Aunque suene divertido, en cierta manera tenemos que reconocer que muchas veces nuestra bondad o nuestra maldad se refleja en la manera de mirar. Cuando de repente nos encontramos con alguien no podemos disimular si nos resulta una sorpresa agradable o desagradable. Cuando hablamos con otras personas, nuestros ojos nos delatan: enseñan si estamos convencidos con lo que decimos o no; incluso llegan a reflejar entusiasmo, hastío o indiferencia acerca de lo que estamos diciendo. Realmente, pocas cosas podemos esconder cuando alguien nos mira a los ojos.
El Señor Jesús dijo: «La lámpara del cuerpo es el ojo; por eso, si tu ojo está sano, todo tu cuerpo estará lleno de luz. Pero si tu ojo está malo, todo tu cuerpo estará lleno de oscuridad. Así que, si la luz que hay en ti es oscuridad, ¡cuán grande no será la oscuridad!» (Mateo 6:22-23).
Ojos limpios, cuerpo lleno de luz. Mirada clara y tranquila, cuerpo que vive lleno de paz. Si queremos tener una mirada limpia, debemos recordar que nuestros ojos responden a lo que hay dentro de nuestro corazón.

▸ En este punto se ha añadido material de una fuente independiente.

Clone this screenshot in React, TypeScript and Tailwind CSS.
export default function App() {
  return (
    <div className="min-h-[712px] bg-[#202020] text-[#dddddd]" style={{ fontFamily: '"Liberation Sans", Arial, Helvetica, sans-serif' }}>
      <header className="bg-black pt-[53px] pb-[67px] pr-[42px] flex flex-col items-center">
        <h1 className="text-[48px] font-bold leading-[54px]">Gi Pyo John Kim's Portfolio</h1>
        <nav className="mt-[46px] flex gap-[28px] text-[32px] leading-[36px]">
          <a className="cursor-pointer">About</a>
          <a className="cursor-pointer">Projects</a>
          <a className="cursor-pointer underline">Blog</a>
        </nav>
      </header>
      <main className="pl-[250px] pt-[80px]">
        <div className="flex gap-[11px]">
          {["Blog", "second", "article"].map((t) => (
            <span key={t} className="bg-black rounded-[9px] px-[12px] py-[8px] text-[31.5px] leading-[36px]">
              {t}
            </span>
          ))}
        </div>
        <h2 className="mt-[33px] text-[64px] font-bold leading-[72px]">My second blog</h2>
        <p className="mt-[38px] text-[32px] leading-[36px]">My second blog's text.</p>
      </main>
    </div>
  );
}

En primer lugar, la mirada clara refleja el perdón. Los ojos limpios muestran que nos sentimos perdonados, y que hemos perdonado a la persona a la que estamos mirando.

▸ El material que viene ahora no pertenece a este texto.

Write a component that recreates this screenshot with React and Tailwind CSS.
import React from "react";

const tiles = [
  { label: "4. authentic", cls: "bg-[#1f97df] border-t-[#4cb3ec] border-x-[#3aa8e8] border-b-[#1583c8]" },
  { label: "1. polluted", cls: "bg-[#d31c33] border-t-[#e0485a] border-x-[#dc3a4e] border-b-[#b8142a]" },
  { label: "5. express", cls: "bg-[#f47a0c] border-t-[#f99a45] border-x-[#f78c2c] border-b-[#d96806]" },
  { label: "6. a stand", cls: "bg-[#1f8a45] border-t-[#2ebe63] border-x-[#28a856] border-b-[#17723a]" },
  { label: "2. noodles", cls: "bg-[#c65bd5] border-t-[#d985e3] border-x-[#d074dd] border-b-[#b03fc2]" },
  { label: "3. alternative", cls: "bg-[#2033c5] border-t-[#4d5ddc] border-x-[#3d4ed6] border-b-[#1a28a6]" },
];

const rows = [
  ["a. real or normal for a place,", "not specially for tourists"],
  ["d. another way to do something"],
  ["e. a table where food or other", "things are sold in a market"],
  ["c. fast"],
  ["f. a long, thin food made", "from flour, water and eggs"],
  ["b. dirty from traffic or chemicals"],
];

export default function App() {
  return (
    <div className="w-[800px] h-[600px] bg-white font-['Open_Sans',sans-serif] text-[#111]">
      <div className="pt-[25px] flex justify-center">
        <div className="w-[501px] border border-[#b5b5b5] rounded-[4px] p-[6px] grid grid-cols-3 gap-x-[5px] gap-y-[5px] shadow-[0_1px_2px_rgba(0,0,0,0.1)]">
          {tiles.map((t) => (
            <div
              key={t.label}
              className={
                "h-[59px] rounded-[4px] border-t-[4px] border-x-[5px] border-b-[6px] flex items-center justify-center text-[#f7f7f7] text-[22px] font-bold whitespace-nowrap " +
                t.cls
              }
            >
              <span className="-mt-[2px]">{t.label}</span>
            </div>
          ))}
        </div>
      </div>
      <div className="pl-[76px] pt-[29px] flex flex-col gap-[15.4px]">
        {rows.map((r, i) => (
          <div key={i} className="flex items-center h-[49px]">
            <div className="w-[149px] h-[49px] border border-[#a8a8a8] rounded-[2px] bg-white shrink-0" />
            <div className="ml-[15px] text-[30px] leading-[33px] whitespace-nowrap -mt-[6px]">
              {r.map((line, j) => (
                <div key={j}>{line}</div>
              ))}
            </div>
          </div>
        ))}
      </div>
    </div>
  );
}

En segundo lugar, los ojos limpios demuestran la ausencia de maldad. Enseñan a todos que no queremos hacer daño, que no estamos pensando en ninguna ofensa, que nuestro corazón también está limpio y no quiere herir a nadie.
En tercer lugar, mirar de una manera trasparente refleja que no hay dobles intenciones en nosotros en lo que le decimos a la persona con la que estamos hablando. Cuando alguien busca engañarnos ocultándonos parte de la verdad o quiere algo de nosotros que no muestra en las palabras que nos está diciendo, sus ojos nos esquivan. Su mirada le delata, no puede seguir a la nuestra.
En cuarto lugar, cuando nuestros ojos brillan, es porque estamos enamorados. Muchos lo notan incluso sin decir una palabra. Todos lo descubren cuando hablamos de esa persona a quien amamos. No es posible querer a alguien y que nuestros ojos no brillen con su recuerdo. No es posible amar al Señor y esconderlo.
Por último, los ojos limpios son el espejo de un corazón limpio. El reflejo de una motivación transparente y una actitud de no querer ocultar nada. Así de simple. Así de difícil.
El Señor Jesús hace retroactivo el proceso cuando dice «Bienaventurados los de limpio corazón, pues ellos verán a Dios» (Mateo 5:8). Cuando nuestro corazón ama al Señor, nuestros ojos son premiados de la mejor manera posible: con la contemplación de nuestro mejor amigo. Viviendo cara a cara con él.